Setengahnya lagi mengatakan sebelum Nabi Miraj belum ada sembahyang yang difardhukan. As-Sayuthi berpendapat bahwa ayat 20 itu memansukhkan kewajiban yang dipikulkan di pangkal Surat. Suatu golongan Ulama mangatakan bahwa sembahyang malam itu tetap wajib atas Nabi saja. Setengah Ulama lagi mengatakan bahwa atas ummat pun wajib juga, tetapi berapa bilangannya tidaklah ditentukan, hanya asal berapa kuat saja.

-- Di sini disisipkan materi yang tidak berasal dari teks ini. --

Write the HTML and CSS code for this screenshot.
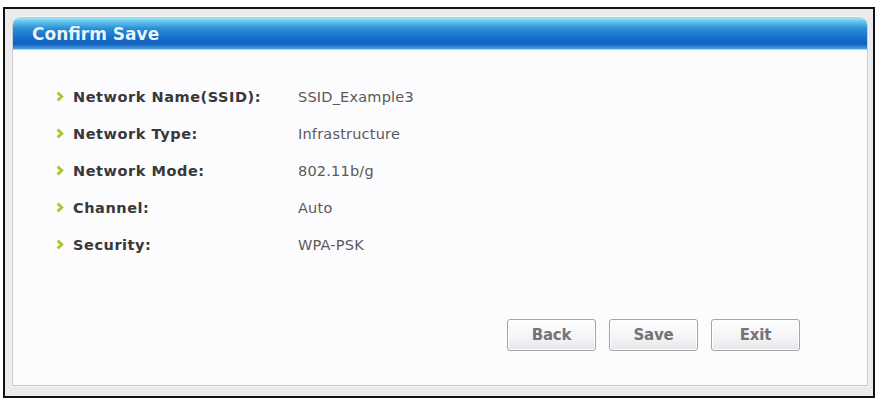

Di antara ahli tafsir mengeluarkan pendapat bahwa sejak semula Qiyamul Lail itu tetaplah nafilah atau mandub atau sunnah (dianjurkan), tidak ada nasikh dan mansukh dalam perkara ini. Ayatnya adalah ayat muhkam, artinya tetap berlaku. Tetapi meskipun dia perintah sunnat, namun setengah orang yang beriman mengerjakannya dengan tekun sampai tidak mengingat lagi akan kesihatan badan dan tidak mengingat lagi bahwa mereka pun wajib pula berusaha mencari rezeki yang halal. Dan kemudian hari akan datang waktunya mereka mesti pergi berperang pada jalan Allah. Maka diperingatkanlah di akhir Surat, ayat 20 supaya ibadat itu dilakukan ala kadarnya saja, jangan sampai memberati.

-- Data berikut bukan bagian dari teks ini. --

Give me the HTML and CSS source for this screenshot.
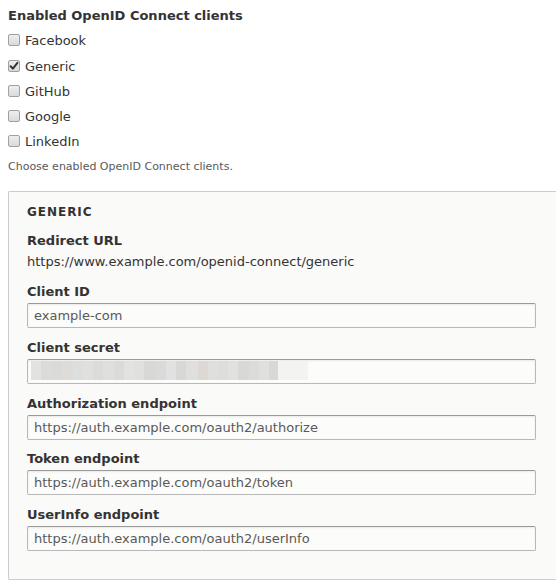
FILE: index.html
```html
<!DOCTYPE html>
<html lang="en">
<head>
<meta charset="utf-8">
<title>OpenID Connect clients</title>
<link rel="stylesheet" href="styles.css">
</head>
<body>
<div class="page">
  <div class="field-title">Enabled OpenID Connect clients</div>
  <div class="checkboxes">
    <label class="check-row"><span class="checkbox"></span><span>Facebook</span></label>
    <label class="check-row"><span class="checkbox checked"><svg viewBox="0 0 12 12" width="12" height="12"><path d="M2.6 6.2 L4.9 8.6 L9.4 2.9" fill="none" stroke="#333" stroke-width="2" stroke-linecap="round" stroke-linejoin="round"/></svg></span><span>Generic</span></label>
    <label class="check-row"><span class="checkbox"></span><span>GitHub</span></label>
    <label class="check-row"><span class="checkbox"></span><span>Google</span></label>
    <label class="check-row"><span class="checkbox"></span><span>LinkedIn</span></label>
  </div>
  <div class="description">Choose enabled OpenID Connect clients.</div>

  <div class="fieldset">
    <div class="legend">Generic</div>
    <div class="form-item">
      <div class="label">Redirect URL</div>
      <div class="plain">https://www.example.com/openid-connect/generic</div>
    </div>
    <div class="form-item">
      <div class="label">Client ID</div>
      <input class="text-input" type="text" value="example-com">
    </div>
    <div class="form-item">
      <div class="label">Client secret</div>
      <div class="text-input secret"><span class="blur"></span></div>
    </div>
    <div class="form-item">
      <div class="label">Authorization endpoint</div>
      <input class="text-input" type="text" value="https://auth.example.com/oauth2/authorize">
    </div>
    <div class="form-item">
      <div class="label">Token endpoint</div>
      <input class="text-input" type="text" value="https://auth.example.com/oauth2/token">
    </div>
    <div class="form-item">
      <div class="label">UserInfo endpoint</div>
      <input class="text-input" type="text" value="https://auth.example.com/oauth2/userInfo">
    </div>
  </div>
</div>
</body>
</html>
```
FILE: styles.css
```css
html, body {
  margin: 0;
  padding: 0;
  background: #ffffff;
  overflow: hidden;
}
body {
  font-family: "DejaVu Sans", "Noto Sans", sans-serif;
  font-size: 13px;
  color: #333333;
}
.page {
  padding: 7px 0 0 8px;
}
.field-title {
  font-weight: bold;
  line-height: 18px;
}
.checkboxes {
  display: flex;
  flex-direction: column;
}
.check-row {
  display: flex;
  align-items: flex-start;
  line-height: 18px;
  margin-top: 7.25px;
}
.checkbox {
  box-sizing: border-box;
  width: 12px;
  height: 12px;
  margin: 2px 5px 0 0;
  border: 1px solid #a0a0a0;
  border-radius: 2px;
  background: linear-gradient(#eeeeee, #dadada);
  position: relative;
  flex: none;
}
.checkbox svg {
  position: absolute;
  left: -1px;
  top: -1px;
}
.description {
  font-size: 11px;
  line-height: 16px;
  color: #595959;
  margin-top: 8px;
}
.fieldset {
  box-sizing: border-box;
  margin-top: 16px;
  border: 1px solid #cccccc;
  border-right-width: 0;
  border-radius: 2px 0 0 2px;
  background: #fafaf8;
  padding: 11px 18px 28px;
}
.legend {
  font-size: 12px;
  font-weight: bold;
  line-height: 18px;
  text-transform: uppercase;
  letter-spacing: 0.08em;
  margin-bottom: 11px;
}
.form-item {
  margin-bottom: 10.75px;
}
.form-item:last-child {
  margin-bottom: 0;
}
.label {
  font-weight: bold;
  line-height: 18px;
  margin-bottom: 2px;
}
.plain {
  line-height: 20px;
  margin-top: 0;
}
.text-input {
  display: block;
  box-sizing: border-box;
  width: 509px;
  height: 25px;
  margin: 0;
  padding: 0 6px;
  font-family: "DejaVu Sans", "Noto Sans", sans-serif;
  font-size: 13px;
  color: #595959;
  background: #fcfcfa;
  border: 1px solid #b8b8b8;
  border-top-color: #999999;
  border-radius: 2px;
  box-shadow: inset 0 1px 2px rgba(0, 0, 0, 0.08);
  outline: none;
}
.secret {
  padding: 1px 0 0 3px;
}
.blur {
  display: block;
  width: 277px;
  height: 19px;
  background: linear-gradient(to right,
    #e2e2e0 0, #e2e2e0 10px,
    #dbdbd9 10px, #dbdbd9 21px,
    #d9dbda 21px, #d9dbda 31px,
    #dedcd8 31px, #dedcd8 42px,
    #dddfdf 42px, #dddfdf 52px,
    #e0e0de 52px, #e0e0de 62px,
    #dbdbd9 62px, #dbdbd9 72px,
    #dfdfdb 72px, #dfdfdb 83px,
    #dbdbd9 83px, #dbdbd9 93px,
    #e2e2e1 93px, #e2e2e1 103px,
    #e0e0de 103px, #e0e0de 113px,
    #d8d8d6 113px, #d8d8d6 125px,
    #dadada 125px, #dadada 135px,
    #e1e1e1 135px, #e1e1e1 145px,
    #dad8d4 145px, #dad8d4 155px,
    #dfdfdd 155px, #dfdfdd 167px,
    #ddd8d3 167px, #ddd8d3 177px,
    #dfdfdd 177px, #dfdfdd 187px,
    #dcdede 187px, #dcdede 197px,
    #e1e1df 197px, #e1e1df 207px,
    #d8d8d6 207px, #d8d8d6 218px,
    #dbdbd9 218px, #dbdbd9 228px,
    #e0e0dc 228px, #e0e0dc 238px,
    #d8d8d6 238px, #d8d8d6 247px,
    #f3f3f1 247px, #f3f3f1 277px);
}
```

Ini pun dibuktikan pula dengan beberapa Hadis, bahwa ada orang yang merentangkan tali tempat bergantung ketika akan berdiri menyambung sembahyang di dalam mesjid, terutama setelah pindah ke Madinah. Sedangkan dalam mengerjakan sembahyang tarawih atau qiyamul lail yang bulan puasa, tersebut pula ada yang sampai sembahyang 41 rakaat dengan witir, sampai sembahyangnya itu ditutp saja dengan makan sahur atau dengan waktu Subuh. Maka diperingatkan oleh Tuhan agar diingat juga kewajiban-kewajiban lain yang akan kita hadapi dalam hidup ini.
Sekian tafsir dari Surat al-Muzzammil; Alhamdulillah!